[Front-end source files]

::::::::

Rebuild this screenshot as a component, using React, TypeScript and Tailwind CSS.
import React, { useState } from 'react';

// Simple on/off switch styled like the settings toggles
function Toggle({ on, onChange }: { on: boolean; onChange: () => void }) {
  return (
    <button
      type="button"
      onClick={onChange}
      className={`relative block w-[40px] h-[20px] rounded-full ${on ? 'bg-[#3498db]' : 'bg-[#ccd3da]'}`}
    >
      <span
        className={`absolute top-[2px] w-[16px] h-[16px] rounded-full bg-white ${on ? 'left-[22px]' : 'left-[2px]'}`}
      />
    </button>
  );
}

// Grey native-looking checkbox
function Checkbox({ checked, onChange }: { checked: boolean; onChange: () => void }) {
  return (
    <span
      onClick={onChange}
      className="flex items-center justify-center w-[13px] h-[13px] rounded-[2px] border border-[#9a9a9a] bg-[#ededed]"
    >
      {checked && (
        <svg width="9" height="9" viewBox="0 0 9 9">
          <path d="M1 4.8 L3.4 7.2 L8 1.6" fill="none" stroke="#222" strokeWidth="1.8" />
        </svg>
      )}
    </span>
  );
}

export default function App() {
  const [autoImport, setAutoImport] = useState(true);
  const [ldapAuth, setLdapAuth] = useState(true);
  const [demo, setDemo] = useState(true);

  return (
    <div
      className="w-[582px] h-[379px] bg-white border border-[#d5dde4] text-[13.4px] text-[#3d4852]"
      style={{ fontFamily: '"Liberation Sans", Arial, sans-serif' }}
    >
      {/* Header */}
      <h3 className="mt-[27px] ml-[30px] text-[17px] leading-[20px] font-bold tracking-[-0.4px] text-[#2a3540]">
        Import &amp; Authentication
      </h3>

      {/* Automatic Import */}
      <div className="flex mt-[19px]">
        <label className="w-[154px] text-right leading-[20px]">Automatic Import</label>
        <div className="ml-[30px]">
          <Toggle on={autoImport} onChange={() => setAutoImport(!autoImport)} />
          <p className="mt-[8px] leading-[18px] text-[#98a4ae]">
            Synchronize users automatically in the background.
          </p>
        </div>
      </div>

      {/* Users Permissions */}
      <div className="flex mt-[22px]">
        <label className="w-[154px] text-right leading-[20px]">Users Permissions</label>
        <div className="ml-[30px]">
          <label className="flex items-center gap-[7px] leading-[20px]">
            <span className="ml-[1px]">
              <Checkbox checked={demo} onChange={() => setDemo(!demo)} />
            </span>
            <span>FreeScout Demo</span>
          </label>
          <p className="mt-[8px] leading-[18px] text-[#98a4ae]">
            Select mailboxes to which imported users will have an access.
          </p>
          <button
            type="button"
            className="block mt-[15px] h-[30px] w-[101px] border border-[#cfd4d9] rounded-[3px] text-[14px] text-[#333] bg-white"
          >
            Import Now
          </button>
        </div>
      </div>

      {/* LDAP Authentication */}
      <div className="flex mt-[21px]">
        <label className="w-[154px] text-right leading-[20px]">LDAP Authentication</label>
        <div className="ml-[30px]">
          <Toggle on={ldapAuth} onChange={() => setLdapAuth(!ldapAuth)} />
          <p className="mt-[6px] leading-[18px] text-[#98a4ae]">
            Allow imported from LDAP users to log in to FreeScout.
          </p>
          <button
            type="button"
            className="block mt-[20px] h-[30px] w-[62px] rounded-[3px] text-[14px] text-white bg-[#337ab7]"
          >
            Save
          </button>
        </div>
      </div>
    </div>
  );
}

::::::::

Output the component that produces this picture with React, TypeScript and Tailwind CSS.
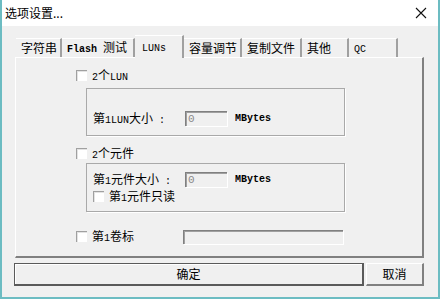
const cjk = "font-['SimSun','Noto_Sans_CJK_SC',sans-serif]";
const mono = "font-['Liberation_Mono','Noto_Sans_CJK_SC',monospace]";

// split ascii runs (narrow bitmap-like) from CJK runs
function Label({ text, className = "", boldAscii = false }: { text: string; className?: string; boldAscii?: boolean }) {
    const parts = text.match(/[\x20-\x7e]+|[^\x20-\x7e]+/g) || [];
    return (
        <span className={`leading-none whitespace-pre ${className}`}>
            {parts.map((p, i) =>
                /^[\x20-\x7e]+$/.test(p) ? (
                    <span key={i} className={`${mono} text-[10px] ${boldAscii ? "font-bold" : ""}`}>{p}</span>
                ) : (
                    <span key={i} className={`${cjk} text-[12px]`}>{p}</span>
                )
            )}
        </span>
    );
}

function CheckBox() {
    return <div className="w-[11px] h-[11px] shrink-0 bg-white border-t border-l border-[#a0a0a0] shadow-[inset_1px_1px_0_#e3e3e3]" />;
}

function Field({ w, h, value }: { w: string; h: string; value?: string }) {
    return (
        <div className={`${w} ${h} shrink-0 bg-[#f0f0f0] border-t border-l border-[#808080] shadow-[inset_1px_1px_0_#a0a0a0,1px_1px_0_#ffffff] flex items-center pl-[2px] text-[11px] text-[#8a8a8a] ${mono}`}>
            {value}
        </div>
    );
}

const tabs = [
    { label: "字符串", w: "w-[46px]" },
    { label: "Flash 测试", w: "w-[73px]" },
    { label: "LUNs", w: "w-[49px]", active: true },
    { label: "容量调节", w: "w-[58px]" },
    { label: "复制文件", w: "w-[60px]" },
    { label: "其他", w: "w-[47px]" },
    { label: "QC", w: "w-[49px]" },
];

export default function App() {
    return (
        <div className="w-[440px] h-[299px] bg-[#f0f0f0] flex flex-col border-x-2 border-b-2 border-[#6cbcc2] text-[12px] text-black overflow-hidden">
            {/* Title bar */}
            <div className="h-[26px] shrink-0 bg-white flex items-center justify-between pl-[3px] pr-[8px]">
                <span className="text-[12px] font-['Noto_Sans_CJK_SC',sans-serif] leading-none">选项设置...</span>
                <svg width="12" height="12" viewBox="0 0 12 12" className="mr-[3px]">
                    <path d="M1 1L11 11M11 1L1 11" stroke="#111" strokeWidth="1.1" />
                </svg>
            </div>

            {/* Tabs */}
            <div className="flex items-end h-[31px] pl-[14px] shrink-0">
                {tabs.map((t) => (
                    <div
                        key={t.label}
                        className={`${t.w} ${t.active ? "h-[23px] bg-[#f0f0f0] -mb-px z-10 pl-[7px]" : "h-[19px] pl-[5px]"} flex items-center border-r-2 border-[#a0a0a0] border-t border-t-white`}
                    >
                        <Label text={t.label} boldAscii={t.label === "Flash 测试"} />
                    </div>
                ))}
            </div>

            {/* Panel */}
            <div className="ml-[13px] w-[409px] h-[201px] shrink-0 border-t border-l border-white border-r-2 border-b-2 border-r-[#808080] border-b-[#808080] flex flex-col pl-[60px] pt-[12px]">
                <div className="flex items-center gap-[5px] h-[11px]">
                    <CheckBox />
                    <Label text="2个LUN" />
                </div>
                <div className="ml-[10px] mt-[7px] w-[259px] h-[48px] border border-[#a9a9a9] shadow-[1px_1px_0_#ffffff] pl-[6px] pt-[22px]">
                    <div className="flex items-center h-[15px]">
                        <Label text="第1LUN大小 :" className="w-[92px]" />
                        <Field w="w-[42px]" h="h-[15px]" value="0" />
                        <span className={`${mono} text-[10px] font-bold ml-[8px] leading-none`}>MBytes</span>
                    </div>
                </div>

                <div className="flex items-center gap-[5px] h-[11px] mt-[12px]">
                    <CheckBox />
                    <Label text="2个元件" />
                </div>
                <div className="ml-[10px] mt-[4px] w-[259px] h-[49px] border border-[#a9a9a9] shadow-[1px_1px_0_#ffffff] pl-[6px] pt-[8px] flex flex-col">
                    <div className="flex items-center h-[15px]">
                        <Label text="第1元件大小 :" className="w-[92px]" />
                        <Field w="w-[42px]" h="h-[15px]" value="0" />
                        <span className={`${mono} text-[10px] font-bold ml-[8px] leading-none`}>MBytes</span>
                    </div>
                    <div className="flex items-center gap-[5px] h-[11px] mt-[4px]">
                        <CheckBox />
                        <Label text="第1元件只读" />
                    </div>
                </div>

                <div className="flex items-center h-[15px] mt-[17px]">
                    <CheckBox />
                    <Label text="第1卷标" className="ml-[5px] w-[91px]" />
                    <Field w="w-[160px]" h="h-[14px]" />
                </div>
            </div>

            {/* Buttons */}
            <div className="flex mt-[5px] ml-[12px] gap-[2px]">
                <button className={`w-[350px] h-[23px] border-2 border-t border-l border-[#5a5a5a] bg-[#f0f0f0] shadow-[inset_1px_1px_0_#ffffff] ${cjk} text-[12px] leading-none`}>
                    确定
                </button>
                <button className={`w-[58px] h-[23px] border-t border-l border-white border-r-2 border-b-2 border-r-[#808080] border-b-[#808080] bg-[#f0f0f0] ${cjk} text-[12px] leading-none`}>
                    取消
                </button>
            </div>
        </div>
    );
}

::::::::

--- What you will do ---
Print, from the entries above, the line with "Rebuild this screenshot", the line with "const [demo, setDemo] = useState(true);" and all lines between them, exactly and with nothing else.

--- Answer to the problem ---
Rebuild this screenshot as a component, using React, TypeScript and Tailwind CSS.
import React, { useState } from 'react';

// Simple on/off switch styled like the settings toggles
function Toggle({ on, onChange }: { on: boolean; onChange: () => void }) {
  return (
    <button
      type="button"
      onClick={onChange}
      className={`relative block w-[40px] h-[20px] rounded-full ${on ? 'bg-[#3498db]' : 'bg-[#ccd3da]'}`}
    >
      <span
        className={`absolute top-[2px] w-[16px] h-[16px] rounded-full bg-white ${on ? 'left-[22px]' : 'left-[2px]'}`}
      />
    </button>
  );
}

// Grey native-looking checkbox
function Checkbox({ checked, onChange }: { checked: boolean; onChange: () => void }) {
  return (
    <span
      onClick={onChange}
      className="flex items-center justify-center w-[13px] h-[13px] rounded-[2px] border border-[#9a9a9a] bg-[#ededed]"
    >
      {checked && (
        <svg width="9" height="9" viewBox="0 0 9 9">
          <path d="M1 4.8 L3.4 7.2 L8 1.6" fill="none" stroke="#222" strokeWidth="1.8" />
        </svg>
      )}
    </span>
  );
}

export default function App() {
  const [autoImport, setAutoImport] = useState(true);
  const [ldapAuth, setLdapAuth] = useState(true);
  const [demo, setDemo] = useState(true);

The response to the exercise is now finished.